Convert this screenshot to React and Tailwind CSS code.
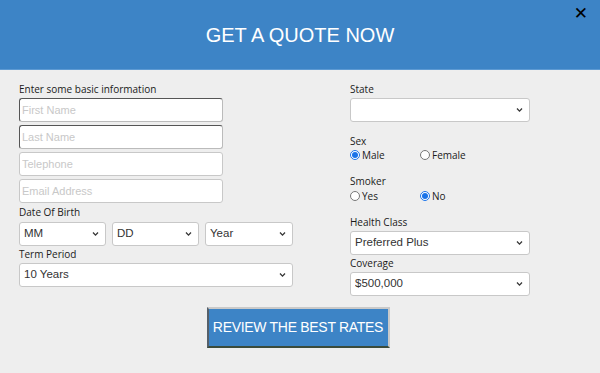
import React, { useState } from "react";

const labelFont = { fontFamily: "'Open Sans', Lato, sans-serif" };

const Chevron = () => (
  <svg
    className="pointer-events-none absolute right-[7px] top-1/2 -translate-y-1/2"
    width="7"
    height="5"
    viewBox="0 0 7 5"
  >
    <path d="M1 1 L3.5 3.6 L6 1" fill="none" stroke="#333" strokeWidth="1.3" />
  </svg>
);

const Select = ({ value, options, className = "" }) => (
  <div className={`relative ${className}`}>
    <select
      defaultValue={value}
      className="block h-[24px] w-full appearance-none rounded-[3px] border border-[#c8c8c8] bg-white pl-[4px] pr-5 text-[11.5px] text-[#333] outline-none font-['Liberation_Sans',Arial,sans-serif]"
    >
      {options.map((o) => (
        <option key={o}>{o}</option>
      ))}
    </select>
    <Chevron />
  </div>
);

const Label = ({ children, className = "" }) => (
  <div className={`h-[12px] text-[10px] leading-[12px] text-[#1a1a1a] ${className}`} style={labelFont}>
    {children}
  </div>
);

const TextInput = ({ placeholder, dark }) => (
  <input
    type="text"
    placeholder={placeholder}
    className={`block h-[24px] w-[204px] rounded-[3px] bg-white px-[2px] text-[11px] text-[#333] placeholder-[#c8c8c8] outline-none font-['Liberation_Sans',Arial,sans-serif] ${
      dark ? "border border-[#555] border-b-[#bbb] border-r-[#bbb]" : "border border-[#c8c8c8]"
    }`}
  />
);

const Radio = ({ name, label, checked, onChange }) => (
  <label className="flex h-[12px] items-center gap-[2px] text-[10px] leading-[12px] text-[#1a1a1a]" style={labelFont}>
    <input
      type="radio"
      name={name}
      checked={checked}
      onChange={onChange}
      className="m-0 h-[10px] w-[10px] accent-[#1a73e8]"
    />
    <span>{label}</span>
  </label>
);

export default function App() {
  const [sex, setSex] = useState("male");
  const [smoker, setSmoker] = useState("no");

  return (
    <div className="h-[373px] w-[600px] overflow-hidden bg-[#eeeeee]">
      {/* Header */}
      <div className="relative flex h-[70px] items-center justify-center border-b border-[#5d9ad3] bg-[#3d84c6]">
        <h1 className="text-[20px] text-white font-['Liberation_Sans',Arial,sans-serif]">
          GET A QUOTE NOW
        </h1>
        <button className="absolute right-[12px] top-[5px] text-[17px] font-bold leading-none text-black font-['DejaVu_Sans',sans-serif]">
          ✕
        </button>
      </div>

      {/* Form */}
      <div className="flex gap-[57px] pl-[19px] pt-[13px]">
        {/* Left column */}
        <div className="flex w-[274px] flex-col">
          <Label>Enter some basic information</Label>
          <div className="mt-[3px] flex flex-col gap-[3px]">
            <TextInput placeholder="First Name" dark />
            <TextInput placeholder="Last Name" dark />
            <TextInput placeholder="Telephone" />
            <TextInput placeholder="Email Address" />
          </div>
          <Label className="mt-[3px]">Date Of Birth</Label>
          <div className="mt-[4px] flex gap-[6px]">
            <Select value="MM" options={["MM"]} className="w-[87px]" />
            <Select value="DD" options={["DD"]} className="w-[87px]" />
            <Select value="Year" options={["Year"]} className="w-[88px]" />
          </div>
          <Label className="mt-[2px]">Term Period</Label>
          <Select value="10 Years" options={["10 Years", "15 Years", "20 Years", "30 Years"]} className="mt-[3px] w-[274px]" />
        </div>

        {/* Right column */}
        <div className="flex w-[180px] flex-col">
          <Label>State</Label>
          <Select value="" options={[""]} className="mt-[3px]" />
          <Label className="mt-[13px]">Sex</Label>
          <div className="mt-[2px] flex">
            <div className="w-[70px]">
              <Radio name="sex" label="Male" checked={sex === "male"} onChange={() => setSex("male")} />
            </div>
            <Radio name="sex" label="Female" checked={sex === "female"} onChange={() => setSex("female")} />
          </div>
          <Label className="mt-[14px]">Smoker</Label>
          <div className="mt-[3px] flex">
            <div className="w-[70px]">
              <Radio name="smoker" label="Yes" checked={smoker === "yes"} onChange={() => setSmoker("yes")} />
            </div>
            <Radio name="smoker" label="No" checked={smoker === "no"} onChange={() => setSmoker("no")} />
          </div>
          <Label className="mt-[14px]">Health Class</Label>
          <Select value="Preferred Plus" options={["Preferred Plus", "Preferred", "Standard Plus", "Standard"]} className="mt-[3px]" />
          <Label className="mt-[2px]">Coverage</Label>
          <Select value="$500,000" options={["$250,000", "$500,000", "$750,000", "$1,000,000"]} className="mt-[3px]" />
        </div>
      </div>

      <div className="mt-[11px] flex justify-center pr-[4px]">
        <button className="h-[41px] w-[183px] whitespace-nowrap border-2 border-[#c9c9c9] border-b-[#3b4b3b] border-l-[#56606a] bg-[#3d84c6] text-[14px] tracking-[-0.3px] text-white font-['Liberation_Sans',Arial,sans-serif]">
          REVIEW THE BEST RATES
        </button>
      </div>
    </div>
  );
}
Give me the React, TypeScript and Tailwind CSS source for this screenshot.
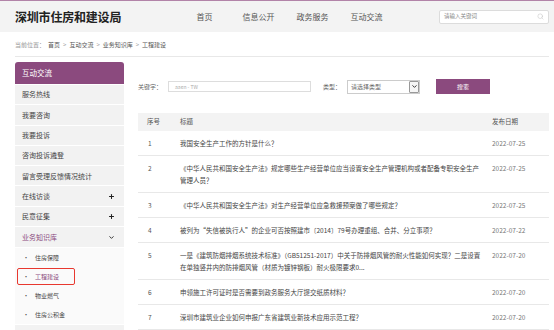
━━━━
• WHAT IS REQUIRED: Apart from the pictures, the entries above are to be repeated in full and exactly.

• THE SOLUTION:
Convert this screenshot to React and Tailwind CSS code.
import React, { useState } from "react";

const labelFont = { fontFamily: "'Open Sans', Lato, sans-serif" };

const Chevron = () => (
  <svg
    className="pointer-events-none absolute right-[7px] top-1/2 -translate-y-1/2"
    width="7"
    height="5"
    viewBox="0 0 7 5"
  >
    <path d="M1 1 L3.5 3.6 L6 1" fill="none" stroke="#333" strokeWidth="1.3" />
  </svg>
);

const Select = ({ value, options, className = "" }) => (
  <div className={`relative ${className}`}>
    <select
      defaultValue={value}
      className="block h-[24px] w-full appearance-none rounded-[3px] border border-[#c8c8c8] bg-white pl-[4px] pr-5 text-[11.5px] text-[#333] outline-none font-['Liberation_Sans',Arial,sans-serif]"
    >
      {options.map((o) => (
        <option key={o}>{o}</option>
      ))}
    </select>
    <Chevron />
  </div>
);

const Label = ({ children, className = "" }) => (
  <div className={`h-[12px] text-[10px] leading-[12px] text-[#1a1a1a] ${className}`} style={labelFont}>
    {children}
  </div>
);

const TextInput = ({ placeholder, dark }) => (
  <input
    type="text"
    placeholder={placeholder}
    className={`block h-[24px] w-[204px] rounded-[3px] bg-white px-[2px] text-[11px] text-[#333] placeholder-[#c8c8c8] outline-none font-['Liberation_Sans',Arial,sans-serif] ${
      dark ? "border border-[#555] border-b-[#bbb] border-r-[#bbb]" : "border border-[#c8c8c8]"
    }`}
  />
);

const Radio = ({ name, label, checked, onChange }) => (
  <label className="flex h-[12px] items-center gap-[2px] text-[10px] leading-[12px] text-[#1a1a1a]" style={labelFont}>
    <input
      type="radio"
      name={name}
      checked={checked}
      onChange={onChange}
      className="m-0 h-[10px] w-[10px] accent-[#1a73e8]"
    />
    <span>{label}</span>
  </label>
);

export default function App() {
  const [sex, setSex] = useState("male");
  const [smoker, setSmoker] = useState("no");

  return (
    <div className="h-[373px] w-[600px] overflow-hidden bg-[#eeeeee]">
      {/* Header */}
      <div className="relative flex h-[70px] items-center justify-center border-b border-[#5d9ad3] bg-[#3d84c6]">
        <h1 className="text-[20px] text-white font-['Liberation_Sans',Arial,sans-serif]">
          GET A QUOTE NOW
        </h1>
        <button className="absolute right-[12px] top-[5px] text-[17px] font-bold leading-none text-black font-['DejaVu_Sans',sans-serif]">
          ✕
        </button>
      </div>

      {/* Form */}
      <div className="flex gap-[57px] pl-[19px] pt-[13px]">
        {/* Left column */}
        <div className="flex w-[274px] flex-col">
          <Label>Enter some basic information</Label>
          <div className="mt-[3px] flex flex-col gap-[3px]">
            <TextInput placeholder="First Name" dark />
            <TextInput placeholder="Last Name" dark />
            <TextInput placeholder="Telephone" />
            <TextInput placeholder="Email Address" />
          </div>
          <Label className="mt-[3px]">Date Of Birth</Label>
          <div className="mt-[4px] flex gap-[6px]">
            <Select value="MM" options={["MM"]} className="w-[87px]" />
            <Select value="DD" options={["DD"]} className="w-[87px]" />
            <Select value="Year" options={["Year"]} className="w-[88px]" />
          </div>
          <Label className="mt-[2px]">Term Period</Label>
          <Select value="10 Years" options={["10 Years", "15 Years", "20 Years", "30 Years"]} className="mt-[3px] w-[274px]" />
        </div>

        {/* Right column */}
        <div className="flex w-[180px] flex-col">
          <Label>State</Label>
          <Select value="" options={[""]} className="mt-[3px]" />
          <Label className="mt-[13px]">Sex</Label>
          <div className="mt-[2px] flex">
            <div className="w-[70px]">
              <Radio name="sex" label="Male" checked={sex === "male"} onChange={() => setSex("male")} />
            </div>
            <Radio name="sex" label="Female" checked={sex === "female"} onChange={() => setSex("female")} />
          </div>
          <Label className="mt-[14px]">Smoker</Label>
          <div className="mt-[3px] flex">
            <div className="w-[70px]">
              <Radio name="smoker" label="Yes" checked={smoker === "yes"} onChange={() => setSmoker("yes")} />
            </div>
            <Radio name="smoker" label="No" checked={smoker === "no"} onChange={() => setSmoker("no")} />
          </div>
          <Label className="mt-[14px]">Health Class</Label>
          <Select value="Preferred Plus" options={["Preferred Plus", "Preferred", "Standard Plus", "Standard"]} className="mt-[3px]" />
          <Label className="mt-[2px]">Coverage</Label>
          <Select value="$500,000" options={["$250,000", "$500,000", "$750,000", "$1,000,000"]} className="mt-[3px]" />
        </div>
      </div>

      <div className="mt-[11px] flex justify-center pr-[4px]">
        <button className="h-[41px] w-[183px] whitespace-nowrap border-2 border-[#c9c9c9] border-b-[#3b4b3b] border-l-[#56606a] bg-[#3d84c6] text-[14px] tracking-[-0.3px] text-white font-['Liberation_Sans',Arial,sans-serif]">
          REVIEW THE BEST RATES
        </button>
      </div>
    </div>
  );
}
Give me the React, TypeScript and Tailwind CSS source for this screenshot.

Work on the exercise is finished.